El nuevo mecanismo para gestionar divisas y la transformación del mercado cambiario son pasos vitales. La derogación de la Resolución 115 del Ministerio de Economía y Planificación podría significar un giro hacia mayor flexibilidad, pero el diablo está en los detalles. Ordenar la liquidez externa es clave, pero si el acceso a divisas sigue siendo un laberinto para el sector productivo —estatal y privado—, seguiremos viendo empresas ahogadas en trámites y descapitalizadas, y una dolarización informal que se resiste a morir.

Por otro lado, el enfoque de ciencia en el programa es un acierto. Redefinir objetivos generales y específicos con acciones medibles suena bien en el papel. Pero en Cuba, donde la burocracia a veces parece un deporte nacional, la pregunta es: ¿llegarán estas metas a traducirse en agilidad real? Sin eficiencia en la implementación, incluso el plan mejor diseñado se convierte en letra muerta.
En los últimos tiempos, el Gobierno ha demostrado músculo fiscalizador, pero ahora necesita combinar el palo con la zanahoria. En ese sentido, creo que algunas medidas pueden coadyuvar a iluminar la distorsionada vía.
En primer lugar, no sería ocioso lograr transparencia en la asignación de divisas. Dar el primer paso es un acierto innegable, pero si las empresas estatales y los trabajadores por cuenta propia comprenden las reglas, habrá menos tentación al «juego sucio».
Es imperativo estimular la producción nacional: De nada sirve controlar precios si no hay oferta suficiente. Sin reactivar sectores clave, como la agricultura y la industria, más allá de resultados muy individuales, la inflación seguirá siendo un monstruo de dos cabezas.

Hay que propiciar una digitalización urgente. ¿Cuántas de esas 300 000 inspecciones podrían automatizarse para liberar recursos humanos y evitar corrupción?
Pese a los muchos retos, el programa impacta directamente en la estabilidad macroeconómica, pero el desarrollo nacional exige más. La unificación cambiaria pendiente, la reforma empresarial profunda y la atracción de inversiones siguen siendo asignaturas incompletas. Mientras, el bloqueo económico estadounidense —ese elefante en la habitación que todo el mundo ve pero nadie quiere tocar— sigue restándole oxígeno a la economía.

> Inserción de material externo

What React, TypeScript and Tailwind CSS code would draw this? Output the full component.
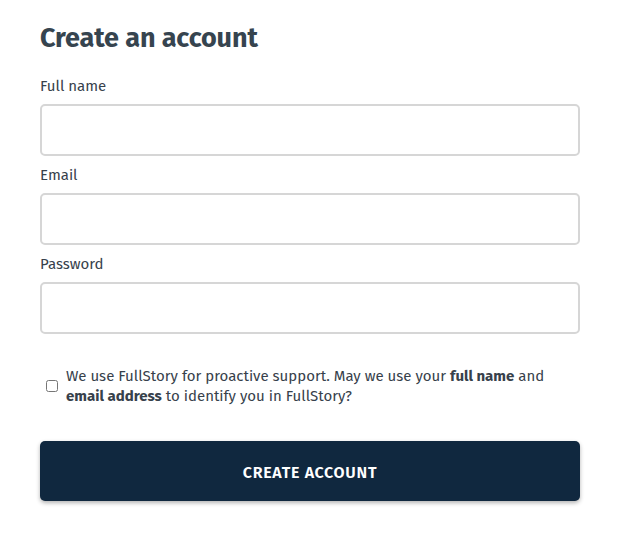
import React from "react";

export default function App() {
  const font = { fontFamily: '"Fira Sans", "Open Sans", "Noto Sans", sans-serif' };
  return (
    <div className="w-[620px] h-[540px] bg-white text-[#37414b]" style={font}>
      <div className="px-10 pt-[22px]">
        <h1 className="text-[27px] leading-[32px] font-bold text-[#36444f] tracking-[-0.1px]">Create an account</h1>
        <div className="mt-[22px] flex flex-col">
          <label className="text-[15px] leading-[20px] text-[#37414b]">Full name</label>
          <input className="mt-[8px] h-[52px] w-full rounded-[5px] border-2 border-[#d6d6d6] outline-none" />
          <label className="mt-[9px] text-[15px] leading-[20px] text-[#37414b]">Email</label>
          <input className="mt-[8px] h-[52px] w-full rounded-[5px] border-2 border-[#d6d6d6] outline-none" />
          <label className="mt-[9px] text-[15px] leading-[20px] text-[#37414b]">Password</label>
          <input type="password" className="mt-[8px] h-[52px] w-full rounded-[5px] border-2 border-[#d6d6d6] outline-none" />
        </div>
        <div className="mt-[32px] flex items-center gap-[8px] pl-[6px]">
          <input type="checkbox" className="h-[12px] w-[12px] shrink-0" />
          <p className="text-[15px] leading-[20px] text-[#37414b]">
            We use FullStory for proactive support. May we use your <b>full name</b> and{" "}
            <b>email address</b> to identify you in FullStory?
          </p>
        </div>
        <button className="mt-[35px] h-[60px] w-full rounded-[5px] bg-[#10283f] pt-[3px] text-white text-[16px] font-semibold tracking-[0.7px] shadow-[0_2px_4px_rgba(0,0,0,0.3)]">
          CREATE ACCOUNT
        </button>
      </div>
    </div>
  );
}
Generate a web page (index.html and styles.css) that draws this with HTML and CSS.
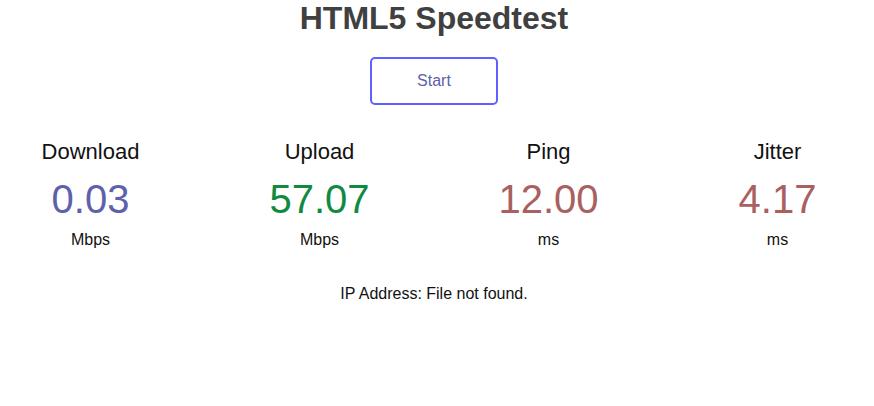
FILE: index.html
```html
<!DOCTYPE html>
<html>
<head>
<meta charset="utf-8">
<title>HTML5 Speedtest</title>
<link rel="stylesheet" href="styles.css">
</head>
<body>
<h1 class="title">HTML5 Speedtest</h1>
<div class="start-wrap"><div class="start-btn">Start</div></div>
<div class="tests">
  <div class="test-area">
    <div class="test-name">Download</div>
    <div class="meter-text dl">0.03</div>
    <div class="unit">Mbps</div>
  </div>
  <div class="test-area">
    <div class="test-name">Upload</div>
    <div class="meter-text ul">57.07</div>
    <div class="unit">Mbps</div>
  </div>
  <div class="test-area">
    <div class="test-name">Ping</div>
    <div class="meter-text ping">12.00</div>
    <div class="unit">ms</div>
  </div>
  <div class="test-area">
    <div class="test-name">Jitter</div>
    <div class="meter-text ping">4.17</div>
    <div class="unit">ms</div>
  </div>
</div>
<div class="ip">IP Address: File not found.</div>
</body>
</html>
```

FILE: styles.css
```css
html, body { background: #ffffff; }
body {
  margin: 0 14px 0 8px;
  font-family: "Liberation Sans", Arial, Helvetica, sans-serif;
  text-align: center;
  color: #111111;
}
.title {
  margin: 0;
  font-size: 32px;
  line-height: 37px;
  font-weight: bold;
  color: #404040;
}
.start-wrap {
  display: flex;
  justify-content: center;
  margin-top: 20px;
}
.start-btn {
  box-sizing: border-box;
  width: 128px;
  height: 48px;
  border: 2.4px solid #6060FF;
  border-radius: 5px;
  color: #6060AA;
  font-size: 16px;
  display: flex;
  align-items: center;
  justify-content: center;
}
.tests {
  display: grid;
  grid-template-columns: repeat(4, 1fr);
  column-gap: 64px;
  margin-top: 33.5px;
}
.test-area {
  display: flex;
  flex-direction: column;
  align-items: center;
}
.test-name {
  font-size: 22px;
  line-height: 26px;
}
.meter-text {
  font-size: 40px;
  line-height: 46px;
  margin-top: 11px;
}
.dl { color: #6060AA; }
.ul { color: #108A40; }
.ping { color: #AA6060; }
.unit {
  font-size: 16px;
  line-height: 18px;
  margin-top: 9px;
}
.ip {
  margin-top: 36px;
  font-size: 16px;
  line-height: 18px;
}
```
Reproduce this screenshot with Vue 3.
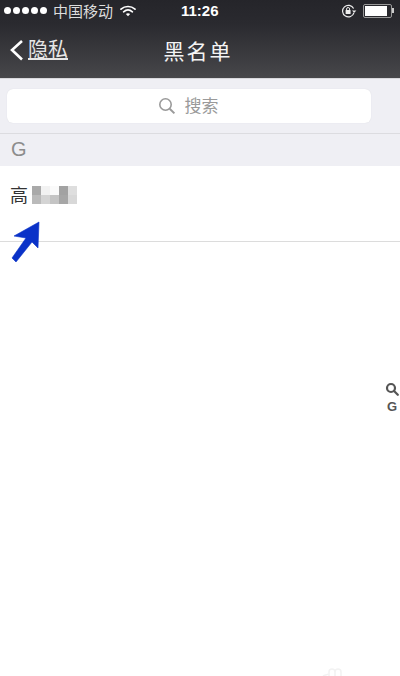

El camino es largo, y el Gobierno lo sabe. Pero si algo enseña la historia cubana es que sin audacia, incluso los planes mejor intencionados se quedan a medio andar. Las multas ponen orden, pero solo la productividad, la flexibilidad y la confianza ciudadana harán que este programa no sea otro parche, sino el cimiento de una economía que, por fin, pueda respirar sin tambaleos.